§ LISTING:

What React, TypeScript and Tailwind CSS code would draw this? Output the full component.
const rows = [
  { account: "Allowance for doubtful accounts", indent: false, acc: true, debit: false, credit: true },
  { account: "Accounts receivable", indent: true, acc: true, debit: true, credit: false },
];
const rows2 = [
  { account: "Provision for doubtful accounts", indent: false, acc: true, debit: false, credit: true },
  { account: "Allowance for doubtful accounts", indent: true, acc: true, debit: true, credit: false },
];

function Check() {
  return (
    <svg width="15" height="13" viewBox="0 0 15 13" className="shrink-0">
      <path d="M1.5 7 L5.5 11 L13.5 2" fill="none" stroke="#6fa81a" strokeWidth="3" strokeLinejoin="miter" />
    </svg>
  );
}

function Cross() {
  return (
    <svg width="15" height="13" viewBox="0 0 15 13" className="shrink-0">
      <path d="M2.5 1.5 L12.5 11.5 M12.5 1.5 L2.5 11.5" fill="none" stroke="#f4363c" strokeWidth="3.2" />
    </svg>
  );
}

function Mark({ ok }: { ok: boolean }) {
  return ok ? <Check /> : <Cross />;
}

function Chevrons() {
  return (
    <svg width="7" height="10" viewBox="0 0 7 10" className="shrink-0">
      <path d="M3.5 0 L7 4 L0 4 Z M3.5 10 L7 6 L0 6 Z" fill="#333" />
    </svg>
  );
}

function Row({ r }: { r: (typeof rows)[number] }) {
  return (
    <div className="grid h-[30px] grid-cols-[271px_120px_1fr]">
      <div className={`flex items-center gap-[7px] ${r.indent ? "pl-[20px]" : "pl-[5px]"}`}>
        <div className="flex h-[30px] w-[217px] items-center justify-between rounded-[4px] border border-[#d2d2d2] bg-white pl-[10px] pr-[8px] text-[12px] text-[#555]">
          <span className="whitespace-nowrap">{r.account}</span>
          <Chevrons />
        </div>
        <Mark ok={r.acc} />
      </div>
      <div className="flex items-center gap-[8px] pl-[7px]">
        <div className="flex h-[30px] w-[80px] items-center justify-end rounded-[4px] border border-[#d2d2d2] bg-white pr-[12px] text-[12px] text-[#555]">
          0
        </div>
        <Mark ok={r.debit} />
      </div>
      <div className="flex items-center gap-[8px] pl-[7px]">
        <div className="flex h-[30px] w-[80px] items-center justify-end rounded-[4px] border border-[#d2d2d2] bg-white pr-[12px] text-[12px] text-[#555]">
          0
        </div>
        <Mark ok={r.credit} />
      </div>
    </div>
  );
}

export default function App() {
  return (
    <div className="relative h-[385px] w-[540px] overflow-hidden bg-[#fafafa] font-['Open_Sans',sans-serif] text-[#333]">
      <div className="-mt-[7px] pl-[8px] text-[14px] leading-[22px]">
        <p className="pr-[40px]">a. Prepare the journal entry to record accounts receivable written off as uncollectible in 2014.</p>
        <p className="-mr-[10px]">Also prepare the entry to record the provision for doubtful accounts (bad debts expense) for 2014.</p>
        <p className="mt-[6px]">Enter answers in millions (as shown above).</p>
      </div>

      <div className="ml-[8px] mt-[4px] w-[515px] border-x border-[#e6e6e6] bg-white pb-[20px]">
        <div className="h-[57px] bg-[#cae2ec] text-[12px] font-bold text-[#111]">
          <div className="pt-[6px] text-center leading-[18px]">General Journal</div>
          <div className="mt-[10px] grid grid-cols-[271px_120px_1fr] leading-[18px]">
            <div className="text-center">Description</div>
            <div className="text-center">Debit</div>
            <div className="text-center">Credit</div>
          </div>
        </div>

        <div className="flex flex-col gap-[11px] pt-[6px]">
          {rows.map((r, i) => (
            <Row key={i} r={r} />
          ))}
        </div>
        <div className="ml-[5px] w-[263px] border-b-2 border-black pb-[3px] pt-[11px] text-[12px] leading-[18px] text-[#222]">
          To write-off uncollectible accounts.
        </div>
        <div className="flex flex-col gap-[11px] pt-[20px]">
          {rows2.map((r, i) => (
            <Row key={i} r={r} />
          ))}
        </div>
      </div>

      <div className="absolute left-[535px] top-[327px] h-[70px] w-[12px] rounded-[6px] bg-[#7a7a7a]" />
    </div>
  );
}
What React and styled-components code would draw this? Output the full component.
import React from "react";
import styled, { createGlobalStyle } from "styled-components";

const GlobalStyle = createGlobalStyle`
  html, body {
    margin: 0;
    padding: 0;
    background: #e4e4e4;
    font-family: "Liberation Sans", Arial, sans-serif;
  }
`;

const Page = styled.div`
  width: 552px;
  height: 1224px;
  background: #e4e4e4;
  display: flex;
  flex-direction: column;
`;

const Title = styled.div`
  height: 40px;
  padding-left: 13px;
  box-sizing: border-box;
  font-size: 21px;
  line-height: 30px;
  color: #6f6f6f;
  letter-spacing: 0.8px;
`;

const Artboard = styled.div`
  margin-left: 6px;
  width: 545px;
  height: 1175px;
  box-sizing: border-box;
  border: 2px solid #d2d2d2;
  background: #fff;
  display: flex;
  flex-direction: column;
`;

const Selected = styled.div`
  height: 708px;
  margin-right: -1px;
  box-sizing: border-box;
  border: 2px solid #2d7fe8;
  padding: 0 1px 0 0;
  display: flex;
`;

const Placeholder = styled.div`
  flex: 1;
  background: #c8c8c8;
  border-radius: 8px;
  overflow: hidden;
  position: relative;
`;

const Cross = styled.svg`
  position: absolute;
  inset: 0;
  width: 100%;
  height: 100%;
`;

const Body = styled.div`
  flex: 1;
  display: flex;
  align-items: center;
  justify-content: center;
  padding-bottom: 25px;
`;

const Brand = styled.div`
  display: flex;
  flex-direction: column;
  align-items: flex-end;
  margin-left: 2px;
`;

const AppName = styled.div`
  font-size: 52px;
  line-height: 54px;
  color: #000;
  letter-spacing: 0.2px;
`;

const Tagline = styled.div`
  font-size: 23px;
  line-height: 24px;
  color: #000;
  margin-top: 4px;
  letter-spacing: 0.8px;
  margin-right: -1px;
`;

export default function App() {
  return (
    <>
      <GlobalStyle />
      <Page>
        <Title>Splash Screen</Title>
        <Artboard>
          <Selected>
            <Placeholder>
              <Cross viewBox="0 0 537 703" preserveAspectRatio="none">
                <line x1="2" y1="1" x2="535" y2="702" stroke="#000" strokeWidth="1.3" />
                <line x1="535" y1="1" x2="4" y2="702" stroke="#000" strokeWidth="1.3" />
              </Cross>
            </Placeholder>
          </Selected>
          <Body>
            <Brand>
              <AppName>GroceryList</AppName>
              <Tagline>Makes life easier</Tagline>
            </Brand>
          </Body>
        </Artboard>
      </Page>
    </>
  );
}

* * *

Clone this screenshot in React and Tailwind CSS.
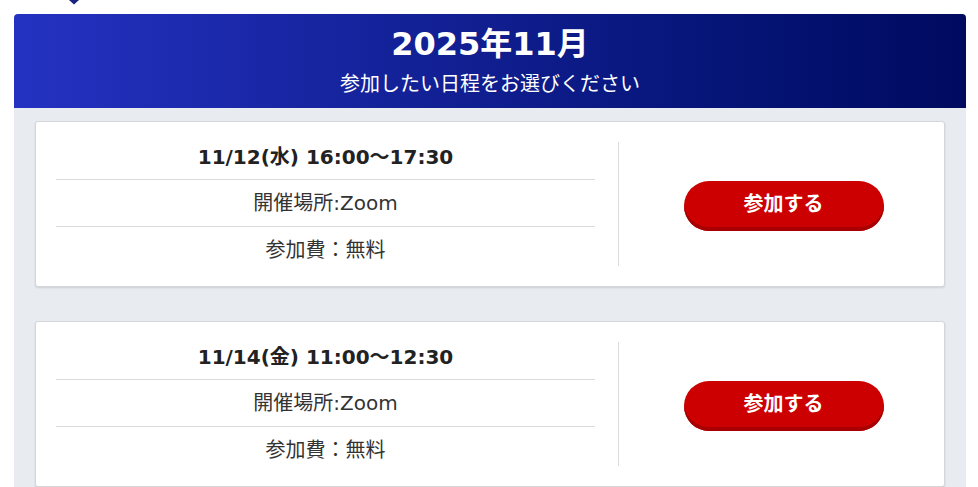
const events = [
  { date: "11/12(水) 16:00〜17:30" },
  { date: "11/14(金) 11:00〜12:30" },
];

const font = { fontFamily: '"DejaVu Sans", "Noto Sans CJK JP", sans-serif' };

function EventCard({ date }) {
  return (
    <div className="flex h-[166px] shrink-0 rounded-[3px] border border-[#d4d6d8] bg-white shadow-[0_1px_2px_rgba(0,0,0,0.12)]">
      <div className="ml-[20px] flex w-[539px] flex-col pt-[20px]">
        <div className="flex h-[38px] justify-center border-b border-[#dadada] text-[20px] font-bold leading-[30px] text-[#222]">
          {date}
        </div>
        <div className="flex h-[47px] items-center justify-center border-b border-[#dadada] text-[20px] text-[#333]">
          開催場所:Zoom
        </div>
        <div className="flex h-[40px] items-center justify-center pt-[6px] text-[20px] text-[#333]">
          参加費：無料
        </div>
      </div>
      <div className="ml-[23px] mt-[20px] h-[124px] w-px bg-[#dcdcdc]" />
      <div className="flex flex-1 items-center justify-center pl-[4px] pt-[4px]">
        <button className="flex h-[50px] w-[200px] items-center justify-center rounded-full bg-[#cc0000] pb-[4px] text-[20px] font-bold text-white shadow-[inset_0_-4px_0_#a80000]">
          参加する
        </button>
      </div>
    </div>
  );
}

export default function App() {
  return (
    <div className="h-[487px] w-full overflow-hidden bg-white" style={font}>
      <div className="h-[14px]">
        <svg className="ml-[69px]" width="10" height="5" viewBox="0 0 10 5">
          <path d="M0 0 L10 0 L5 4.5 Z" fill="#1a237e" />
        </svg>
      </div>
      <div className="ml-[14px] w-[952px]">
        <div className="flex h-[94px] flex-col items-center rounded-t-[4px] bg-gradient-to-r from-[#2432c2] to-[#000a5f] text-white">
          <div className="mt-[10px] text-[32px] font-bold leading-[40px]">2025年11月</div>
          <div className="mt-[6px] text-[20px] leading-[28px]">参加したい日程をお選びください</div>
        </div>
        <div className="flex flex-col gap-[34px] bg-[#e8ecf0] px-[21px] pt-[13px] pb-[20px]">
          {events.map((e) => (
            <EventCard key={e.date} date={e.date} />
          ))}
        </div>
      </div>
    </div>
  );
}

---

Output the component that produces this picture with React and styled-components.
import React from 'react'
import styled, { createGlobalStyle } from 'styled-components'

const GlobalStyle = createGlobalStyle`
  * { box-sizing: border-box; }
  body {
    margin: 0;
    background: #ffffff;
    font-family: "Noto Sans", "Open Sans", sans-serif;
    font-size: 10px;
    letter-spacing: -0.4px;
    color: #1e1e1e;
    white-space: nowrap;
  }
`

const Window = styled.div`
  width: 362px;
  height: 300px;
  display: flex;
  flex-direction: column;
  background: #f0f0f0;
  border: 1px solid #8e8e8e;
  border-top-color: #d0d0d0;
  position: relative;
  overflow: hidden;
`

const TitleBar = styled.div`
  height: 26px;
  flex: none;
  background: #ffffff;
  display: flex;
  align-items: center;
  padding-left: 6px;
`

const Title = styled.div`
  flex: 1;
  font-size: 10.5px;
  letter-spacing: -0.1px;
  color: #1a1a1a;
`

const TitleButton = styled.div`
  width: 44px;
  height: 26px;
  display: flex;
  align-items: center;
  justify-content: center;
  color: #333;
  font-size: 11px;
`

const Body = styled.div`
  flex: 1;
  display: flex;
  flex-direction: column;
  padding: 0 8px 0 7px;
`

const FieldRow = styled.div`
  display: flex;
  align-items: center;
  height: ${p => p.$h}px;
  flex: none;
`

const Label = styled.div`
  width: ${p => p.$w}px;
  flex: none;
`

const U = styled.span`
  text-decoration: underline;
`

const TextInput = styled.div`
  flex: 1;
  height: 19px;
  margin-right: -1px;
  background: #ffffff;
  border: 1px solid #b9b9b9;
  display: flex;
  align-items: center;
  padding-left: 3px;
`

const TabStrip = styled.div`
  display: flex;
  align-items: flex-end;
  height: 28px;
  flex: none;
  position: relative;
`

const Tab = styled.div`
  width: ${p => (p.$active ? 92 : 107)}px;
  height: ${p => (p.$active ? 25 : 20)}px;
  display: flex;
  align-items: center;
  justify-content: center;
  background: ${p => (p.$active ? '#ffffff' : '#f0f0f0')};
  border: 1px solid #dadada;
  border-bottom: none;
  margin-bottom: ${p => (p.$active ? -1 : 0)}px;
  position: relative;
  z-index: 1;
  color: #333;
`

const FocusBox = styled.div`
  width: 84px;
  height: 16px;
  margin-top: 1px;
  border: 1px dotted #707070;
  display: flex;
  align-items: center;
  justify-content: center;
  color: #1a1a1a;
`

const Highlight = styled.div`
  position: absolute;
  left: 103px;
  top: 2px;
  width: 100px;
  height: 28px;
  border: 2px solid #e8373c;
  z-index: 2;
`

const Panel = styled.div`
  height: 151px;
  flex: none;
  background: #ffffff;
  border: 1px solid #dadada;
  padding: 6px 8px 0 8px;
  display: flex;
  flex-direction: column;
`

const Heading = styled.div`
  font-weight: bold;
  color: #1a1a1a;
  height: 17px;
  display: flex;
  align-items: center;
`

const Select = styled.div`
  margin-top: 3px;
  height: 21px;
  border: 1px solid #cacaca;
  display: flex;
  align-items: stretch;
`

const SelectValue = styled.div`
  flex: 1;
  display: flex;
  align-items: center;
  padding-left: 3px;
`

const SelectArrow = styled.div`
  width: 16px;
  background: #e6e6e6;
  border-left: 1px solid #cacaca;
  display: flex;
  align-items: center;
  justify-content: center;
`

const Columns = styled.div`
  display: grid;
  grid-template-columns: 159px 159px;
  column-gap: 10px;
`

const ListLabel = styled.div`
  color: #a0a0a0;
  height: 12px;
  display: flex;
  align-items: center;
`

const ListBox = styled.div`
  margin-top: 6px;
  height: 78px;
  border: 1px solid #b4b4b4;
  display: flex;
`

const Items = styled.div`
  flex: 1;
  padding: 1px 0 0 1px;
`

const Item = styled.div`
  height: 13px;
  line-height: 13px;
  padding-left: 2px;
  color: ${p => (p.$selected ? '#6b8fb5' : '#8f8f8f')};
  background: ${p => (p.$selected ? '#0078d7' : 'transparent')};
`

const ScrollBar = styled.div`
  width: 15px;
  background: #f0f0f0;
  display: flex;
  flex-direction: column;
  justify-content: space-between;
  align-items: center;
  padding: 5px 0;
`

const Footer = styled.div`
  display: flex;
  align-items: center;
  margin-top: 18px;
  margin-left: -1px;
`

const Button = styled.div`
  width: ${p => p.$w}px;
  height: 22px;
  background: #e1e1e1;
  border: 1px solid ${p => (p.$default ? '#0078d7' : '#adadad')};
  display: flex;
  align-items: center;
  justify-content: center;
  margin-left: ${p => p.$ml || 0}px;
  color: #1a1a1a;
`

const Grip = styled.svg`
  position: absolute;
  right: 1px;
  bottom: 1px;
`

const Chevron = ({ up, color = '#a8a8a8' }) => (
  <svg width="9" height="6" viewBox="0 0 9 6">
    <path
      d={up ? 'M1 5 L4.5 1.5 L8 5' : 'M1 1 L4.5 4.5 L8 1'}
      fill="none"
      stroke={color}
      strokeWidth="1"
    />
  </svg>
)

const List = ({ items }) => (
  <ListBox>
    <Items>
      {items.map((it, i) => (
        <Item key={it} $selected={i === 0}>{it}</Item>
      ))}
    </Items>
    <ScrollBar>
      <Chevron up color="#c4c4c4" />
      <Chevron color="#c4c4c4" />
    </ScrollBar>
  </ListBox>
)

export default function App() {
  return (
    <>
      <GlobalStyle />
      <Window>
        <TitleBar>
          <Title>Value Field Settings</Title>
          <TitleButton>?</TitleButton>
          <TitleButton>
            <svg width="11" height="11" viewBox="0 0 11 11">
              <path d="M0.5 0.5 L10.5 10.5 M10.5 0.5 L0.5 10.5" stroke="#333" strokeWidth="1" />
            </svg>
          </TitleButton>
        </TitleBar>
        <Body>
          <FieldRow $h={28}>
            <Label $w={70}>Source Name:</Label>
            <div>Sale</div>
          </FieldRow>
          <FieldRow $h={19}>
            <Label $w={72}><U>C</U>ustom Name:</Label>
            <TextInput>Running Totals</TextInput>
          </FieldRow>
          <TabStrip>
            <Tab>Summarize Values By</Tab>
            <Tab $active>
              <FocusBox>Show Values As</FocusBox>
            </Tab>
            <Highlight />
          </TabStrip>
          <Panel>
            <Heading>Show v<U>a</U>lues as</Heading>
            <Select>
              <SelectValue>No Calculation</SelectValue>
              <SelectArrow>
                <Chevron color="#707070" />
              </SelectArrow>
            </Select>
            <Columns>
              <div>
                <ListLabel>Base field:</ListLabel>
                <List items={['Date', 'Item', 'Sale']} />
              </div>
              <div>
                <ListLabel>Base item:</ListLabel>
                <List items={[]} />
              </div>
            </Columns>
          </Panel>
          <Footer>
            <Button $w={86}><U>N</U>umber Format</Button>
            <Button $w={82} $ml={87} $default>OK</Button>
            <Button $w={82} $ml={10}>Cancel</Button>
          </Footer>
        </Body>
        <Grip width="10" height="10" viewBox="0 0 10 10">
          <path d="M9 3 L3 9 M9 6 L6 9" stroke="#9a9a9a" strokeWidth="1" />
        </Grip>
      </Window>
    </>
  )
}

§ EXERCISE GOAL: Copy each line from the data above that includes "components".

§ TASK SOLUTION:
What React and styled-components code would draw this? Output the full component.
import styled, { createGlobalStyle } from "styled-components";
Output the component that produces this picture with React and styled-components.
import styled, { createGlobalStyle } from 'styled-components'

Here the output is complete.